Thursday, 8 August 2019

Do Not Feed the Bear - Rachel Elliott

Wow, this book knocked me sideways. I wasn’t expecting it. I had no expectations in fact. But this book could have been written just for me. It's not just a book I read and reviewed . It's a book that read and reviewed me. It’s quirky, it’s compassionate and it understands people, well, it understood me!! If you want a convenient theme I guess it’s about grief and guilt but that doesn’t do it justice. It’s about kindness and fulfilling your potential - if you are able. It’s about people; raw and transparent. Heart wrenching especially if you recognise the depth of emotion behind their actions and reactions. It’s a book about synchronicity, right time, right place or wrong time and wrong place. The links between all of these seemingly disparate people in a fictional St. Ives is quite beautifully done with no hint of contrivance. 

I guess it’s also a book about how some singular, yet flawed people find each other and are offered the opportunity to understand each other. It explores vulnerability and perceived inadequacies. And above all it explores love, in its purest sense, and what it does to us, when we have it, when we lose it and when we plain just don't know what to do with it. 

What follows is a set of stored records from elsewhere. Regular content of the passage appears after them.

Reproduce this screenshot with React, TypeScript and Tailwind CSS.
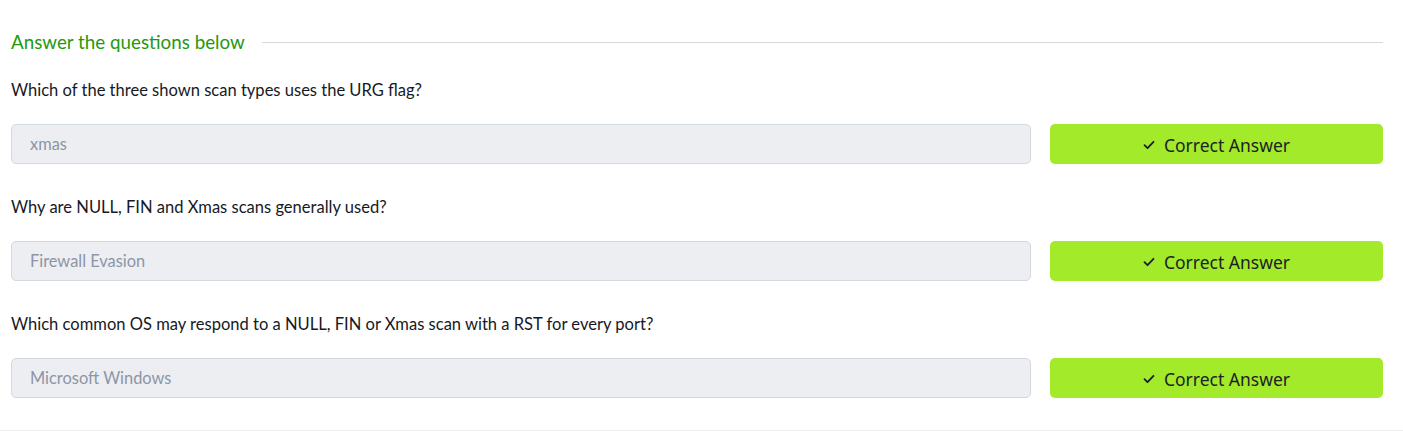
import React from "react";

const items = [
  { q: "Which of the three shown scan types uses the URG flag?", a: "xmas" },
  { q: "Why are NULL, FIN and Xmas scans generally used?", a: "Firewall Evasion" },
  {
    q: "Which common OS may respond to a NULL, FIN or Xmas scan with a RST for every port?",
    a: "Microsoft Windows",
  },
];

function Check() {
  return (
    <svg width="12" height="10" viewBox="0 0 12 10" fill="none">
      <path d="M1.5 5.2 L4.5 8.2 L10.5 1.8" stroke="#1c1f26" strokeWidth="1.8" strokeLinecap="round" strokeLinejoin="round" />
    </svg>
  );
}

export default function App() {
  return (
    <div className="w-[1403px] h-[432px] bg-white overflow-hidden" style={{ fontFamily: '"Source Sans Pro", Lato, "Noto Sans", sans-serif' }}>
      <div className="h-[431px] border-b border-[#eef0f3] pl-[11px] pr-[20px] pt-[30px]">
        <div className="flex items-center gap-[17px] h-[24px]">
          <span className="text-[18.8px] text-[#1f9a0f] whitespace-nowrap leading-[24px]">Answer the questions below</span>
          <div className="flex-1 h-px bg-[#d6d9de]" />
        </div>
        <div className="flex flex-col gap-[31px] mt-[24px]">
          {items.map((it, i) => (
            <div key={i} className="flex flex-col">
              <div className="text-[16.55px] text-[#161925] leading-[24px] h-[24px]">{it.q}</div>
              <div className="flex gap-[19px] mt-[22px]">
                <div className="flex-1 h-[40px] rounded-[5px] border border-[#d3d7de] bg-[#eceef2] flex items-center pl-[18px] text-[16.4px] text-[#8d95a6]">
                  {it.a}
                </div>
                <div
                  className="w-[333px] h-[40px] rounded-[5px] bg-[#a3ea2a] flex items-center justify-center gap-[9px] pt-[2px] text-[17.5px] text-[#1c1f26]"
                  style={{ fontFamily: '"Noto Sans", "Open Sans", sans-serif' }}
                >
                  <Check />
                  <span>Correct Answer</span>
                </div>
              </div>
            </div>
          ))}
        </div>
      </div>
    </div>
  );
}
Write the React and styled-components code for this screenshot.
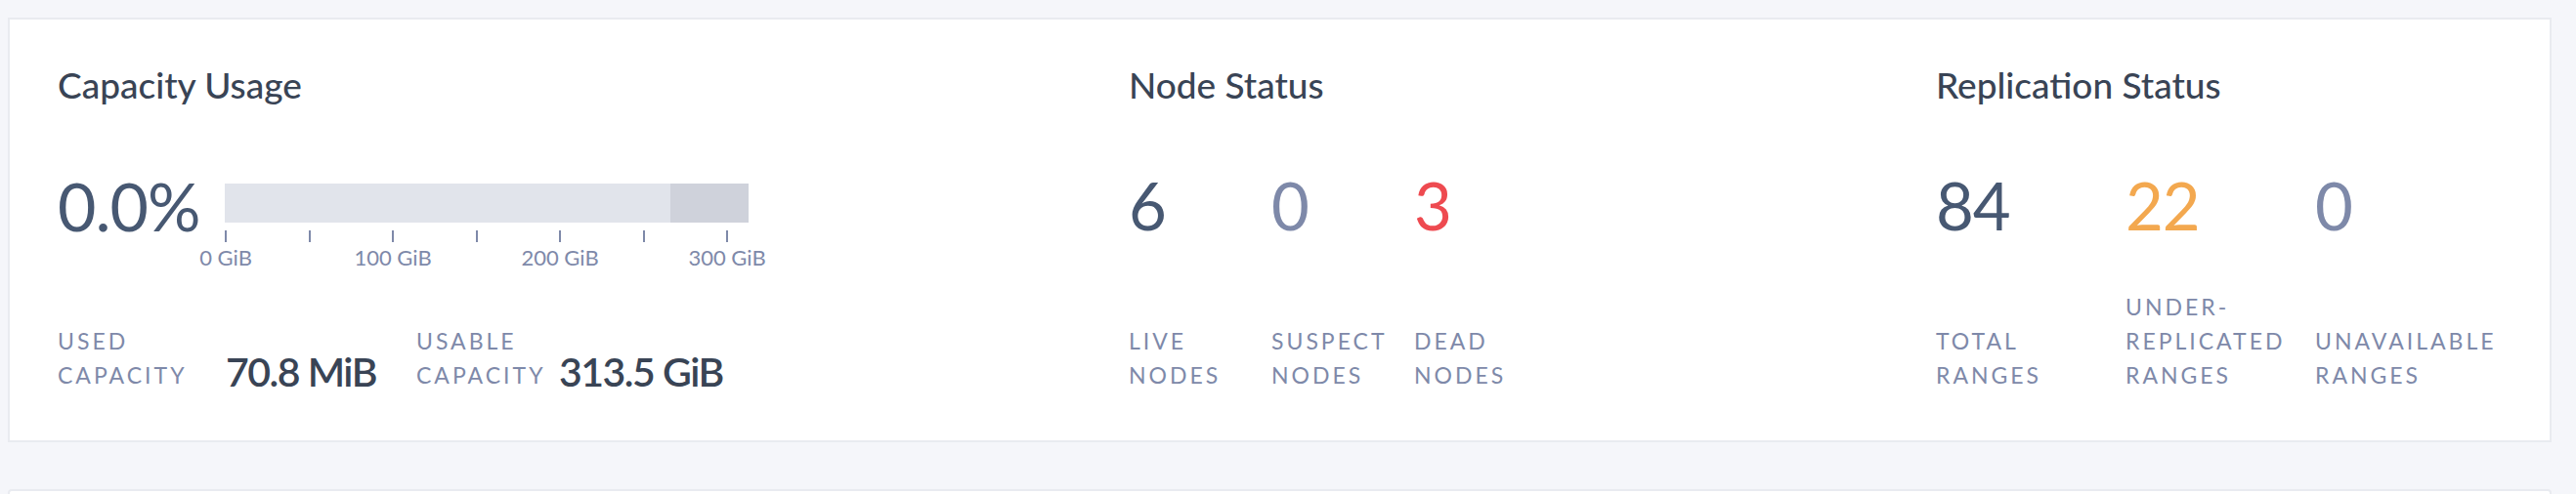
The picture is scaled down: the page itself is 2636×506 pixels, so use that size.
import React from 'react';
import styled, { createGlobalStyle } from 'styled-components';

const GlobalStyle = createGlobalStyle`
  html, body { margin: 0; padding: 0; background: #f5f6fa; }
  body { font-family: Lato, "Noto Sans", sans-serif; -webkit-font-smoothing: antialiased; }
`;

const Page = styled.div`
  box-sizing: border-box;
  height: 506px;
  overflow: hidden;
  padding: 18px 25px 0 8px;
`;

const Card = styled.section`
  background: #ffffff;
  border: 2px solid #e9ebf0;
  padding: 45px 49px 49px;
  display: grid;
  grid-template-columns: 1096px 826px 1fr;
`;

const NextCard = styled.section`
  margin-top: 48px;
  height: 60px;
  background: #ffffff;
  border: 2px solid #e9ebf0;
  border-radius: 4px;
`;

const Section = styled.div`
  display: flex;
  flex-direction: column;
`;

const Heading = styled.h2`
  margin: 0 0 68px;
  font-size: 37px;
  line-height: 44px;
  font-weight: 500;
  color: #394455;
  white-space: nowrap;
`;

const Body = styled.div`
  height: 225px;
  display: flex;
  flex-direction: column;
  justify-content: space-between;
`;

const GaugeRow = styled.div`
  display: flex;
  align-items: flex-start;
`;

const Percent = styled.div`
  width: 171px;
  font-size: 68px;
  line-height: 68px;
  letter-spacing: -1px;
  color: #475872;
`;

const BarWrap = styled.div`
  margin-top: 11px;
  width: 536px;
`;

const Bar = styled.div`
  height: 40px;
  background: #e1e4eb;
  display: flex;
  justify-content: flex-end;
`;

const BarSegment = styled.div`
  height: 100%;
  background: #cfd2db;
`;

const Axis = styled.div`
  position: relative;
  margin-top: 8px;
  height: 44px;
`;

const Tick = styled.span`
  position: absolute;
  top: 0;
  width: 2px;
  height: 12px;
  background: #7e89a9;
`;

const TickLabel = styled.span`
  position: absolute;
  top: 14px;
  transform: translateX(-50%);
  font-size: 22px;
  line-height: 28px;
  color: #7e89a9;
  white-space: nowrap;
`;

const UsageGrid = styled.div`
  display: grid;
  grid-template-columns: 172px 195px 146px auto;
  align-items: end;
`;

const Label = styled.div`
  font-size: 23px;
  line-height: 35px;
  letter-spacing: 3px;
  text-transform: uppercase;
  color: #7e89a9;
  white-space: nowrap;
`;

const LabelLine = styled.span`
  display: block;
`;

const Value = styled.div`
  font-size: 41px;
  line-height: 1;
  font-weight: 600;
  letter-spacing: -1.5px;
  color: #394455;
  white-space: nowrap;
  transform: translateY(-1px);
`;

const StatGrid = styled.div`
  height: 225px;
  display: grid;
  grid-template-columns: repeat(3, ${(p) => p.$col}px);
`;

const StatCol = styled.div`
  display: flex;
  flex-direction: column;
  justify-content: space-between;
`;

const BigNumber = styled.div`
  font-size: 67px;
  line-height: 67px;
  letter-spacing: -1px;
  color: ${(p) => p.$color};
`;

const COLORS = {
  main: '#475872',
  muted: '#7e89a9',
  danger: '#ee4a50',
  warning: '#f3a84f',
};

const StatLabel = ({ lines }) => (
  <Label>
    {lines.map((l) => (
      <LabelLine key={l}>{l}</LabelLine>
    ))}
  </Label>
);

const PX_PER_GIB = 1.71;
const ticks = [0, 50, 100, 150, 200, 250, 300];
const tickLabels = [0, 100, 200, 300];

const CapacityUsage = () => (
  <Section>
    <Heading>Capacity Usage</Heading>
    <Body>
      <GaugeRow>
        <Percent>0.0%</Percent>
        <BarWrap>
          <Bar>
            <BarSegment style={{ width: 80 }} />
          </Bar>
          <Axis>
            {ticks.map((t) => (
              <Tick key={t} style={{ left: t * PX_PER_GIB }} />
            ))}
            {tickLabels.map((t) => (
              <TickLabel key={t} style={{ left: t * PX_PER_GIB + 1 }}>
                {t} GiB
              </TickLabel>
            ))}
          </Axis>
        </BarWrap>
      </GaugeRow>
      <UsageGrid>
        <StatLabel lines={['Used', 'Capacity']} />
        <Value>70.8 MiB</Value>
        <StatLabel lines={['Usable', 'Capacity']} />
        <Value>313.5 GiB</Value>
      </UsageGrid>
    </Body>
  </Section>
);

const StatSection = ({ title, col, stats }) => (
  <Section>
    <Heading>{title}</Heading>
    <StatGrid $col={col}>
      {stats.map((s) => (
        <StatCol key={s.lines.join('-')}>
          <BigNumber $color={s.color}>{s.value}</BigNumber>
          <StatLabel lines={s.lines} />
        </StatCol>
      ))}
    </StatGrid>
  </Section>
);

export default function App() {
  return (
    <>
      <GlobalStyle />
      <Page>
        <Card>
          <CapacityUsage />
          <StatSection
            title="Node Status"
            col={146}
            stats={[
              { value: 6, color: COLORS.main, lines: ['Live', 'Nodes'] },
              { value: 0, color: COLORS.muted, lines: ['Suspect', 'Nodes'] },
              { value: 3, color: COLORS.danger, lines: ['Dead', 'Nodes'] },
            ]}
          />
          <StatSection
            title="Replication Status"
            col={194}
            stats={[
              { value: 84, color: COLORS.main, lines: ['Total', 'Ranges'] },
              { value: 22, color: COLORS.warning, lines: ['Under-', 'Replicated', 'Ranges'] },
              { value: 0, color: COLORS.muted, lines: ['Unavailable', 'Ranges'] },
            ]}
          />
        </Card>
        <NextCard />
      </Page>
    </>
  );
}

The structure of the book works seamlessly with some intriguing chapter headings and the voices of all the ‘cast’ given even voicings. You think that dear, sweet Sydney is the main character and I guess she is but as you read you find that everyone is important and it’s not about how much ‘book time’ they’re given, it’s quality not quantity. They all have their demons to grapple with. 

The ‘Do Not Feed the Bear’ of the title is a poignant metaphor that Sydney explores artistically and shows us the depth of her understanding of Ruth and their relationship. And relationships are key in this book, parent ,child, sibling, lover, friend, stranger, young and older. The entire gamut is run. The author’s perception is faultless.

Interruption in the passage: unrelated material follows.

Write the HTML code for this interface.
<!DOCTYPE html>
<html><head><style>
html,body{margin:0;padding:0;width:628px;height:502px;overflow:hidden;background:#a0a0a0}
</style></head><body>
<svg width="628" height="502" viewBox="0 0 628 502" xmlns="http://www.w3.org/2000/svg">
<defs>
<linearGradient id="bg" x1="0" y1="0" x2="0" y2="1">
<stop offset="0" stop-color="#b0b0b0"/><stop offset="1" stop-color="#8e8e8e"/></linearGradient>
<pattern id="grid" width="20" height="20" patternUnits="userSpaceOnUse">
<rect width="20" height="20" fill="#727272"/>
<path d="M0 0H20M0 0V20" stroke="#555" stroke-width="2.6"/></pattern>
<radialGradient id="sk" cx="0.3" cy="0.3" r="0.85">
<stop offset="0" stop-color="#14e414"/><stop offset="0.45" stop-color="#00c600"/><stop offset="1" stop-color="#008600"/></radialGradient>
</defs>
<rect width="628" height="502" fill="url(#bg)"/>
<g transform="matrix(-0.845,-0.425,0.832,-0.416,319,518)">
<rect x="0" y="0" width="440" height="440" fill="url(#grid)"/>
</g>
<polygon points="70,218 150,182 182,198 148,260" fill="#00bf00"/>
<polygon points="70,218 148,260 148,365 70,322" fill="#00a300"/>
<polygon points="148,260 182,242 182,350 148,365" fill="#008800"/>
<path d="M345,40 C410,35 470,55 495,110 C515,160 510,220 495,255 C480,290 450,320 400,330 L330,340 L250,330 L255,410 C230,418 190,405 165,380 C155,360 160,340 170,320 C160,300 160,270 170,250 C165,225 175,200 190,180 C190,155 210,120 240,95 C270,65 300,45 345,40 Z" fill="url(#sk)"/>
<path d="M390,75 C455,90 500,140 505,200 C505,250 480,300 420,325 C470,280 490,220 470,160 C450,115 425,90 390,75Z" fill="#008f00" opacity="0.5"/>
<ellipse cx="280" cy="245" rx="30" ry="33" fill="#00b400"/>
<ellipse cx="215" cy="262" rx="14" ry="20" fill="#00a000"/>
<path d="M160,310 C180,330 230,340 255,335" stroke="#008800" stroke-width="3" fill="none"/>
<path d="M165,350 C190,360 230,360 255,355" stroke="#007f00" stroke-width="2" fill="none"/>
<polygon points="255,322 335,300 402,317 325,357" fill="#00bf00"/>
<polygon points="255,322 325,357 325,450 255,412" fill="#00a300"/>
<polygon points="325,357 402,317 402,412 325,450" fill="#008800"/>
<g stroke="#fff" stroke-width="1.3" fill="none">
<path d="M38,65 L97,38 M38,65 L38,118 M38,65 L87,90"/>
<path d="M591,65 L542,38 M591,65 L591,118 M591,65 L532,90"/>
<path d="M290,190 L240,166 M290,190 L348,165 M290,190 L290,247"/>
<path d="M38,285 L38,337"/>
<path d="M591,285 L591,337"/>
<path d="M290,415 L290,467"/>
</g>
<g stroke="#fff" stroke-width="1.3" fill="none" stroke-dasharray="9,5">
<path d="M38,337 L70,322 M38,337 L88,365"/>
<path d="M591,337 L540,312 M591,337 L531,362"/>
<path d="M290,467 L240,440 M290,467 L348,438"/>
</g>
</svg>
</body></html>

The book is peppered with salient observations and quotable maxims that had me laughing, crying and just shaking my head in disbelief at this writers ability to hit the nail on the head. 
Like these, for example:

‘Dusty Springfield is to music what Patricia Highsmith is to fiction.’

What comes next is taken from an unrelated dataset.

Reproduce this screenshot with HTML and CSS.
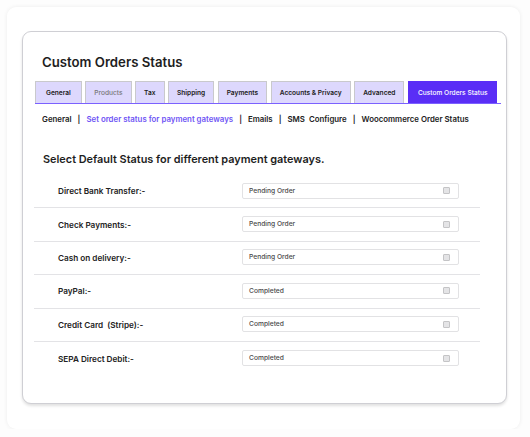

‘Feedback is a term for unwanted sound distortion.’

‘Without hope, all we have is nostalgia.’

‘Every moment in a person’s life is interesting if you find out how they see it.’ 

I was reminded too of Fritz Perl’s Gestalt Prayer with these words,

‘I’m okay and what is happening in this moment is okay.’

The characterisations are little short of perfect as this writer demonstrates an ability to see a whole person and lays them bare with their faults and their virtues, characters  of honesty and vulnerability.

The narrative style is easy. It flows like Sydney's free running but with humour and compassion. If there's one word to express sympathy and empathy as a fused attribute I don't know what it is but this book is it. And I'm not going to try and summarise what happens in the book because that wouldn't necessarily tell you what the book is about. Just read it. 

In one fell swoop this book has subjectively made it’s way to my top read of the year so far. It’s one of those books that speaks to you if you let it. I’m not even sure if I can truly objectively say it’s well written, well characterised, blah blah blah, it doesn’t matter. When a book grabs me like this my critical faculties all but desert me and I lapse into superlatives.  This book reached me and it stays with me and I was moved to tears several times by the truths contained within its covers. 

And I must apologise for I don’t even think I can find enough words to express what I feel about this book. Thank you Rachel Elliott for writing it. Thank you Jenni Leech and Tinder Press for entrusting me with a proof of this wonderful story.